PROBLEM DETAILS: Every line from the one holding "Output the component" through the one holding "type Tok = [string, string];" should be returned exactly, both included; the pictures should not.

TASK INPUT:
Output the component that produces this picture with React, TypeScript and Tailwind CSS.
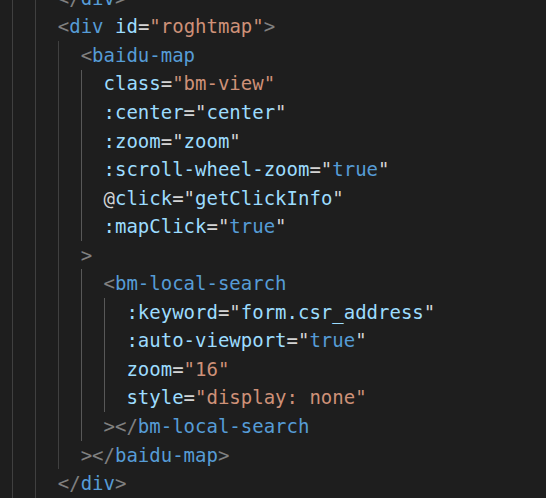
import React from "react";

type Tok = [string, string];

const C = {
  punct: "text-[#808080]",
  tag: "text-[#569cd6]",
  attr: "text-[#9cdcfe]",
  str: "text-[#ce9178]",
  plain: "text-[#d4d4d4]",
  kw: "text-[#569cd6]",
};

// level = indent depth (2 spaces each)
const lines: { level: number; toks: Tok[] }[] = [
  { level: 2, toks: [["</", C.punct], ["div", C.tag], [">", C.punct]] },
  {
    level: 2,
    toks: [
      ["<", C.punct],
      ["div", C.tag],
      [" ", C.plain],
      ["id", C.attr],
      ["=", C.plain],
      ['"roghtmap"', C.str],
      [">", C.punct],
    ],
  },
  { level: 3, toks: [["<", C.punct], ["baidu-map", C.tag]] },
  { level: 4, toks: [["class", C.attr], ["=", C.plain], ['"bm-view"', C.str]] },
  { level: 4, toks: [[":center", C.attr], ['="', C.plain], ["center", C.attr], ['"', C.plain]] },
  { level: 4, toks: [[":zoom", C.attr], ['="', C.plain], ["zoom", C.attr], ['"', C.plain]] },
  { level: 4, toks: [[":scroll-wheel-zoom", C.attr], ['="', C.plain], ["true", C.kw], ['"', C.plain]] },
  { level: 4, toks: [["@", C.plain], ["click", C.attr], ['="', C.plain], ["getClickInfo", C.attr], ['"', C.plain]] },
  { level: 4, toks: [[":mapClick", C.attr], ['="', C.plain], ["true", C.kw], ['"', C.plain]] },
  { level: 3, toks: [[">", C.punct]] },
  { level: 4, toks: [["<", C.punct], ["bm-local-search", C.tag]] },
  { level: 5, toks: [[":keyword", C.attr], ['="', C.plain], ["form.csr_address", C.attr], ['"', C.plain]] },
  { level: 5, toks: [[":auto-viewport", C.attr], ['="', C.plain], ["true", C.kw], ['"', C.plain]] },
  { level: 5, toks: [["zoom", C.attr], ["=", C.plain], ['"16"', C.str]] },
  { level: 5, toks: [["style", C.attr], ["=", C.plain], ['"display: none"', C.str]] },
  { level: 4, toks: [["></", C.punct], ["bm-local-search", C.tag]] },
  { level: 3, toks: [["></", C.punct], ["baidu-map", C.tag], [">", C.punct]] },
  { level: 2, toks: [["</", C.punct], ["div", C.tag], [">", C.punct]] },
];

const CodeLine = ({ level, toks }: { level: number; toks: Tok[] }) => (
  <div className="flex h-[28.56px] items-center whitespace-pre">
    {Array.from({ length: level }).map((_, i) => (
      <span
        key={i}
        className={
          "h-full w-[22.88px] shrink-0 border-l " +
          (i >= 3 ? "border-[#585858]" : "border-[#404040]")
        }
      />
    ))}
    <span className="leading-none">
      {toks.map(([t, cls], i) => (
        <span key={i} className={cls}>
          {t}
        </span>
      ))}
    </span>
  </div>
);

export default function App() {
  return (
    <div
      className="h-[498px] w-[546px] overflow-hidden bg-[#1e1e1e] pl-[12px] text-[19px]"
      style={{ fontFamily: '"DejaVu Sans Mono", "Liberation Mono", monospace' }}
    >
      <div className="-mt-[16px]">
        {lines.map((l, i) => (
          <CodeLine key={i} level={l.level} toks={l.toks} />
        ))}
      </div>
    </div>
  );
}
==
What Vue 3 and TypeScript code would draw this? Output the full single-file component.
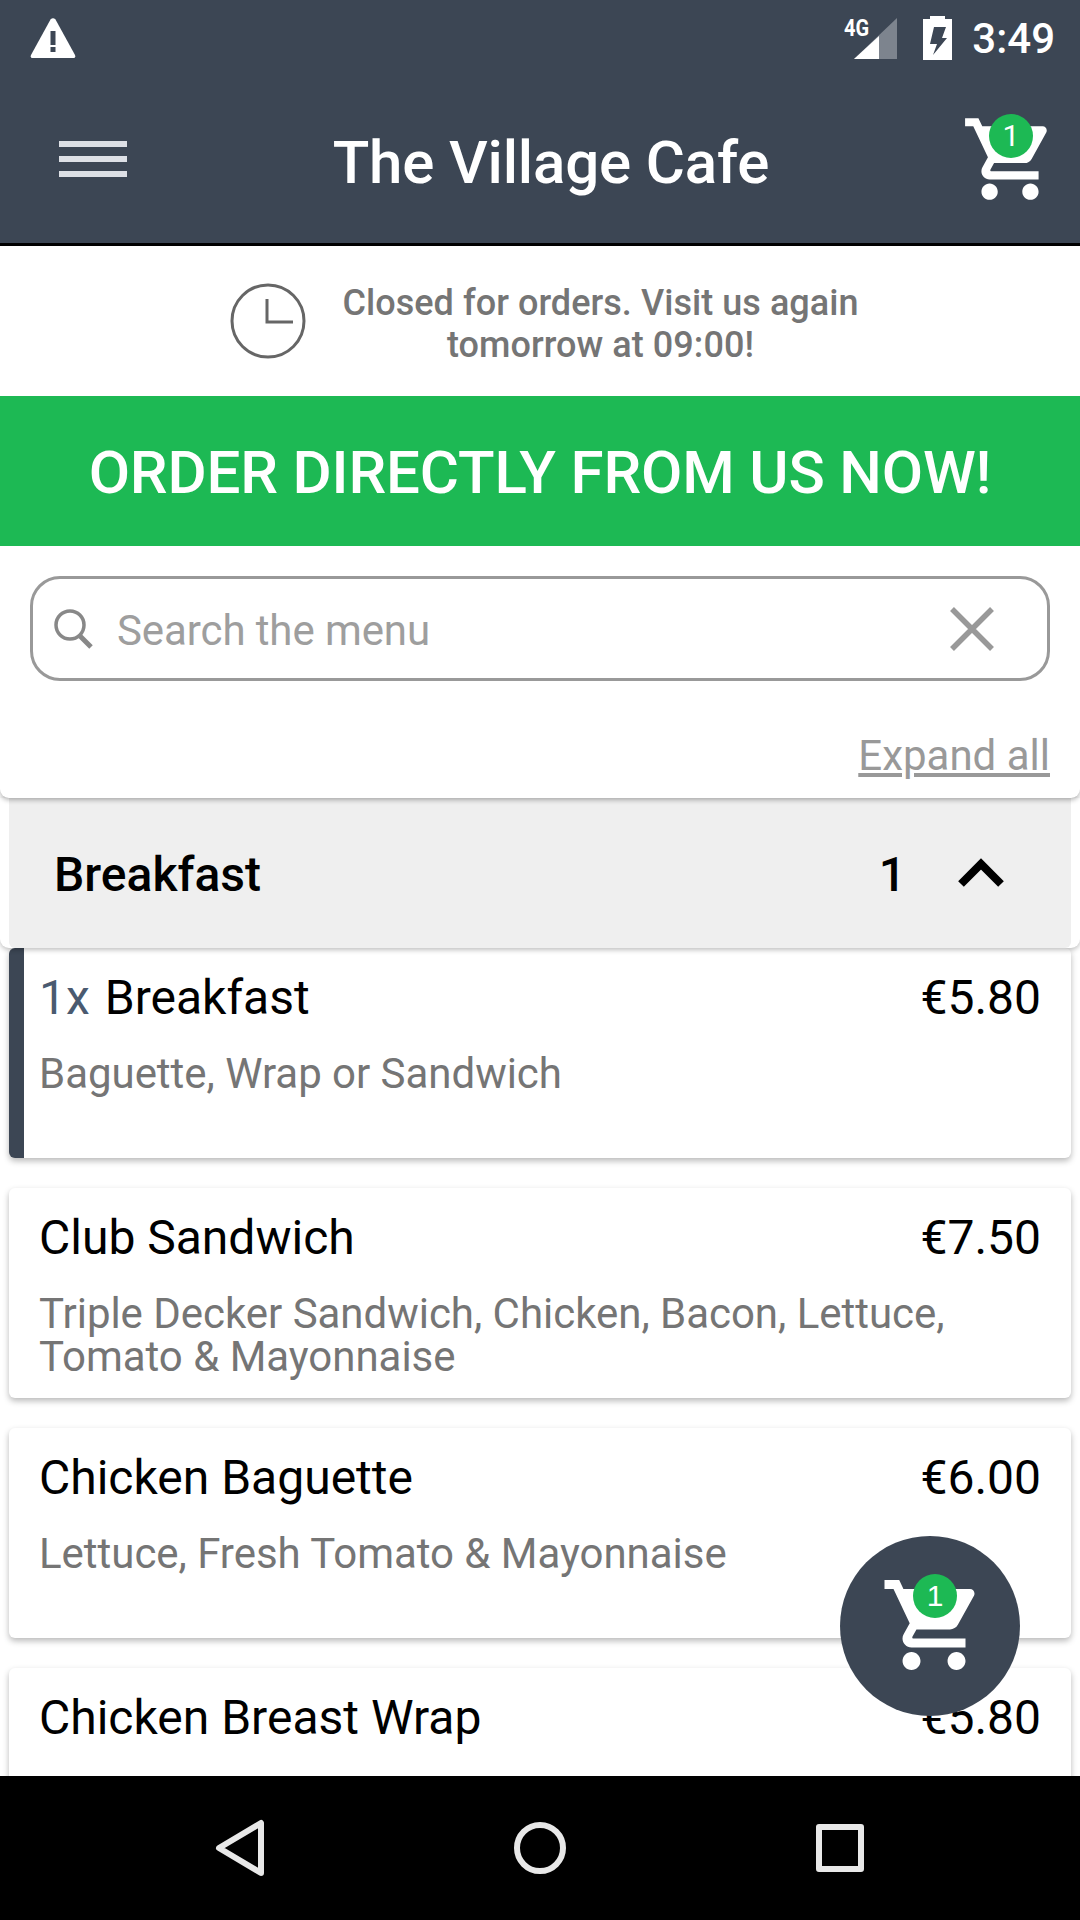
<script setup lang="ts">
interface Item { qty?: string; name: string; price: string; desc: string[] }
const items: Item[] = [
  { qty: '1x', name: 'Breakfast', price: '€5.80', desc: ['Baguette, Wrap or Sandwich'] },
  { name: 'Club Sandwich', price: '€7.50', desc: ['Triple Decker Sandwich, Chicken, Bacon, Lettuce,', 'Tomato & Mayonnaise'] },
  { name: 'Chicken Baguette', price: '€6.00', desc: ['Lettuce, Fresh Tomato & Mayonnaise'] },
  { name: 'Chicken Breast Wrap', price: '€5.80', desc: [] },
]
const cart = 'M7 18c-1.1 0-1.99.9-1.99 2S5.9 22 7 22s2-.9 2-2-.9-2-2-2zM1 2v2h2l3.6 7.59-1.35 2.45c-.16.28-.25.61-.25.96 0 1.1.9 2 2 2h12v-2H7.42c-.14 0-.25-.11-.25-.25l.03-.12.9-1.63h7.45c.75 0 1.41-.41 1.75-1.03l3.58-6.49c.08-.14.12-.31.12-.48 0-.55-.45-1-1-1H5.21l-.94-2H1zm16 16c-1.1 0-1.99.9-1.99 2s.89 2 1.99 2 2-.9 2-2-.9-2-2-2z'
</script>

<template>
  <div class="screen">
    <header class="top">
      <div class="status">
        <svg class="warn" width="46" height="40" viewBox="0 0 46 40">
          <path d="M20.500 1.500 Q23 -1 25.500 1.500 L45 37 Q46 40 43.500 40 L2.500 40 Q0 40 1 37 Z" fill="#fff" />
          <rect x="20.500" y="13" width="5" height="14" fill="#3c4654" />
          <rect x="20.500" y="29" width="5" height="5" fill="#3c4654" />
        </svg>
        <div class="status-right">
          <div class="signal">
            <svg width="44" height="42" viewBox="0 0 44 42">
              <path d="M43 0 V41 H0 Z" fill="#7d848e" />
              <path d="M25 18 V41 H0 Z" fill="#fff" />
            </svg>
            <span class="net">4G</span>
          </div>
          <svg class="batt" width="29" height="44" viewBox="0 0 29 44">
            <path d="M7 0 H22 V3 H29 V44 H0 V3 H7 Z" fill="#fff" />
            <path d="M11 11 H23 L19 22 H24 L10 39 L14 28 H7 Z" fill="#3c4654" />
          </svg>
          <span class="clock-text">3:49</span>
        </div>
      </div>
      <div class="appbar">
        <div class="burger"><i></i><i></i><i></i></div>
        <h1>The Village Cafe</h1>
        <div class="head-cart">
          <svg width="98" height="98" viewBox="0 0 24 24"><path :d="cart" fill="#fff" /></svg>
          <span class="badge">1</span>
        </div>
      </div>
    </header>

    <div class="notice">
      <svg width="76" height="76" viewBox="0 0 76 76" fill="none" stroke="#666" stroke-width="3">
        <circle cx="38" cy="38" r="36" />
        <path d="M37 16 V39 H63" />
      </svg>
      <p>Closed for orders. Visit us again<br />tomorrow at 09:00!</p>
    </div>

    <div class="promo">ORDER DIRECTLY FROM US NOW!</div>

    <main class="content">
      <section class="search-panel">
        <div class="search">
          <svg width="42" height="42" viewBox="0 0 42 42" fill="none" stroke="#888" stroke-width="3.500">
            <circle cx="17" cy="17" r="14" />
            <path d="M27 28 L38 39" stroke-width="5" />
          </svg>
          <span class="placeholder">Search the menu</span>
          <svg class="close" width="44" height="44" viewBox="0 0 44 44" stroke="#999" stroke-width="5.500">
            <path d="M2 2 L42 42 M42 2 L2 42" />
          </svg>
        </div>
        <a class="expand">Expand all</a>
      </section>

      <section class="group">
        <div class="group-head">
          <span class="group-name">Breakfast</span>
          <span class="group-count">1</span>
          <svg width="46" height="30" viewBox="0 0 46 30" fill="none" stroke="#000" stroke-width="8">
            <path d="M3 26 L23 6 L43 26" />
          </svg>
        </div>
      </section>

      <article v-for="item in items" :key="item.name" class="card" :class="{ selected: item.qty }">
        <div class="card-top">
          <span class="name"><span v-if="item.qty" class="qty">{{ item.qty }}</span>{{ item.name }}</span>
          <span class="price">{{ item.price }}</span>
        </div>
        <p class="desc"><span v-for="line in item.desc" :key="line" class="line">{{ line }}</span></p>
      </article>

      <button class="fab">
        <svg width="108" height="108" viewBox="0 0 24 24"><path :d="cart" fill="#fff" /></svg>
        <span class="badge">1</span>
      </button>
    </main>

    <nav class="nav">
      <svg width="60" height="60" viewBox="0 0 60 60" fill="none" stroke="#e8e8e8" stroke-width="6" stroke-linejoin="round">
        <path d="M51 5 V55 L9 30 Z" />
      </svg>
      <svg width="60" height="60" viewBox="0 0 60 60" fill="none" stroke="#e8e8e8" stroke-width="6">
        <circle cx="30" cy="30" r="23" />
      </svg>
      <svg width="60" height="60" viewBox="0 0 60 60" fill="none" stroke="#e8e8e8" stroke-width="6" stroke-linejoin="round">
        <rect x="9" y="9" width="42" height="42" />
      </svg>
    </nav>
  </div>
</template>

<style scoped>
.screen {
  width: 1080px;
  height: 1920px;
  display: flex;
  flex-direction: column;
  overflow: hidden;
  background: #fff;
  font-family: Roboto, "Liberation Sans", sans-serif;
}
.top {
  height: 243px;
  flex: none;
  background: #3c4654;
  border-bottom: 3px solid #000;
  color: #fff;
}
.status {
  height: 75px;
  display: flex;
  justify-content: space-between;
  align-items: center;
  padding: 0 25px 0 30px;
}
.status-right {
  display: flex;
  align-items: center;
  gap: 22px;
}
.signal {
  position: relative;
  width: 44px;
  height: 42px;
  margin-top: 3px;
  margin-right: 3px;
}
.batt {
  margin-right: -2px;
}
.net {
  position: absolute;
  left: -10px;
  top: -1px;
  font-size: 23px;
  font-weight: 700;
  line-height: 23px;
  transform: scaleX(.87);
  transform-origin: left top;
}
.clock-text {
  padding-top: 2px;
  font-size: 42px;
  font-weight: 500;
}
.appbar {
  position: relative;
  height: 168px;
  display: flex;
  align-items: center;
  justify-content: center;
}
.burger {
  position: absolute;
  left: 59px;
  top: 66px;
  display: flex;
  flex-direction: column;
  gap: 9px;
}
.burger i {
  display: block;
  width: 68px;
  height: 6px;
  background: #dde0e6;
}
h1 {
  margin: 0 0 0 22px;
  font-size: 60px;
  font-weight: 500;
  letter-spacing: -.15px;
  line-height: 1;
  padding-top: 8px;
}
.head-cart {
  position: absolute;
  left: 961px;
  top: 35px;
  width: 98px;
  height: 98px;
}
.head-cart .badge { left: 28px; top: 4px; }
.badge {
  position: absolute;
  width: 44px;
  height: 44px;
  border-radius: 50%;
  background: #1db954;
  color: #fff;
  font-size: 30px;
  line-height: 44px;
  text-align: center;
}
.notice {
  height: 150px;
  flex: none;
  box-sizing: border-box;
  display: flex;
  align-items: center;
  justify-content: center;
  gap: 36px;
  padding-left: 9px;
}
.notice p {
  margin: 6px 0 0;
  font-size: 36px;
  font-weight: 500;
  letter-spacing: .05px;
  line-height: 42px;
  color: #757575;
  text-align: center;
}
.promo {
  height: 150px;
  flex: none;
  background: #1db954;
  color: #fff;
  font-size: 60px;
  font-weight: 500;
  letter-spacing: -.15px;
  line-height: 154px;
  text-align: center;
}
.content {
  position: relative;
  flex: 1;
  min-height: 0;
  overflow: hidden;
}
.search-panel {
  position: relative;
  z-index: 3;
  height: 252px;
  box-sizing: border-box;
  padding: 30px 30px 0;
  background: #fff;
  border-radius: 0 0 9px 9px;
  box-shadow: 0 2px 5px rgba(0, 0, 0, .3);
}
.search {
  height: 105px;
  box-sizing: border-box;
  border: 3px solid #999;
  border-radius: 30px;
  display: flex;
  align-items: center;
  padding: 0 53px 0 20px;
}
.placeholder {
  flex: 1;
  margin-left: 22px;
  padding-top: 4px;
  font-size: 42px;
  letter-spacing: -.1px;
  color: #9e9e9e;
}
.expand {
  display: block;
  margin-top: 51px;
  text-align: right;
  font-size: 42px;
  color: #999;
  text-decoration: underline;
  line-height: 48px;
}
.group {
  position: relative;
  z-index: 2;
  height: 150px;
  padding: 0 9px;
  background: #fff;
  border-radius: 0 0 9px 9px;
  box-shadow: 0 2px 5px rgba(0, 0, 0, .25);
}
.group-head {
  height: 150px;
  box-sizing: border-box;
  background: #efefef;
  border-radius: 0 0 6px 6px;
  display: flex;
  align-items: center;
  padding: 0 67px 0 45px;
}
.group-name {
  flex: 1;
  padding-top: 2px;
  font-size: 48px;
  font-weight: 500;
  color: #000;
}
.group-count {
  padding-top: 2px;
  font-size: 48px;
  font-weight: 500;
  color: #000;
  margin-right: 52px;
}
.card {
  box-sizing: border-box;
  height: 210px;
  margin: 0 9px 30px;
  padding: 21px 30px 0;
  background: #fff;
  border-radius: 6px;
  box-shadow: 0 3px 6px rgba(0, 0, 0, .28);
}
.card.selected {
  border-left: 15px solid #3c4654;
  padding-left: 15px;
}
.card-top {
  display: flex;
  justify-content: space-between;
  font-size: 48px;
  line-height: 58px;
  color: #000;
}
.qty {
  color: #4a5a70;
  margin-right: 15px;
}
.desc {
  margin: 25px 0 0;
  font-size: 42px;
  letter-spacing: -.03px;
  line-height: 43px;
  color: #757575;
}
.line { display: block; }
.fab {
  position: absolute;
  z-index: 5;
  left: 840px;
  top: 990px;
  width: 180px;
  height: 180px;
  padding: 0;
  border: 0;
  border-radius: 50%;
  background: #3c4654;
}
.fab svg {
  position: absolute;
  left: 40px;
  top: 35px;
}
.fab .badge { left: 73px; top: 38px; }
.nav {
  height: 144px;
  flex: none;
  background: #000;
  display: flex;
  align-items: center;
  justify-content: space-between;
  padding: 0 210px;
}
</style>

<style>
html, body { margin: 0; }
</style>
---
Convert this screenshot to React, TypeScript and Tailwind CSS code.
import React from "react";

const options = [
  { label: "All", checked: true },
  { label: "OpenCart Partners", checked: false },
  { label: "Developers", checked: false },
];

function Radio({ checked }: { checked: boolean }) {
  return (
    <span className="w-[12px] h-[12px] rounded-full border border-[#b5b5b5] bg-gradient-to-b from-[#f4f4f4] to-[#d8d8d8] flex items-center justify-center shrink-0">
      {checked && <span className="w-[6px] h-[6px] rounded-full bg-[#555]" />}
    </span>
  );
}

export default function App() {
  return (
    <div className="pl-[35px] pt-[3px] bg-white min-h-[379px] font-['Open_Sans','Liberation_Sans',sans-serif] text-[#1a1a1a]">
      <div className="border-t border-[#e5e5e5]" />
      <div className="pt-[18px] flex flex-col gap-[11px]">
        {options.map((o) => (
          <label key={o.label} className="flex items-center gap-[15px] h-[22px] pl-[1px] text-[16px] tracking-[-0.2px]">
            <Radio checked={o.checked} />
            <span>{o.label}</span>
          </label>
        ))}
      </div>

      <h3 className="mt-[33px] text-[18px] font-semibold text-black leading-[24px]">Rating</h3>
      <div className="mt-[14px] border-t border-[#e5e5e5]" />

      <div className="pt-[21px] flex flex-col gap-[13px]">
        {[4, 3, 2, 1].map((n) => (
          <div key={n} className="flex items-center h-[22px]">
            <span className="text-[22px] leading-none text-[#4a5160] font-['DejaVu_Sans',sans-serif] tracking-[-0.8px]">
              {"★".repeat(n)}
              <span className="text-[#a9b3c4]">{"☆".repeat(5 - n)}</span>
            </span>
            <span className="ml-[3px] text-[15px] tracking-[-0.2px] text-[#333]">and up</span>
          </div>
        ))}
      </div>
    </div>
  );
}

ANSWER BELOW:
Output the component that produces this picture with React, TypeScript and Tailwind CSS.
import React from "react";

type Tok = [string, string];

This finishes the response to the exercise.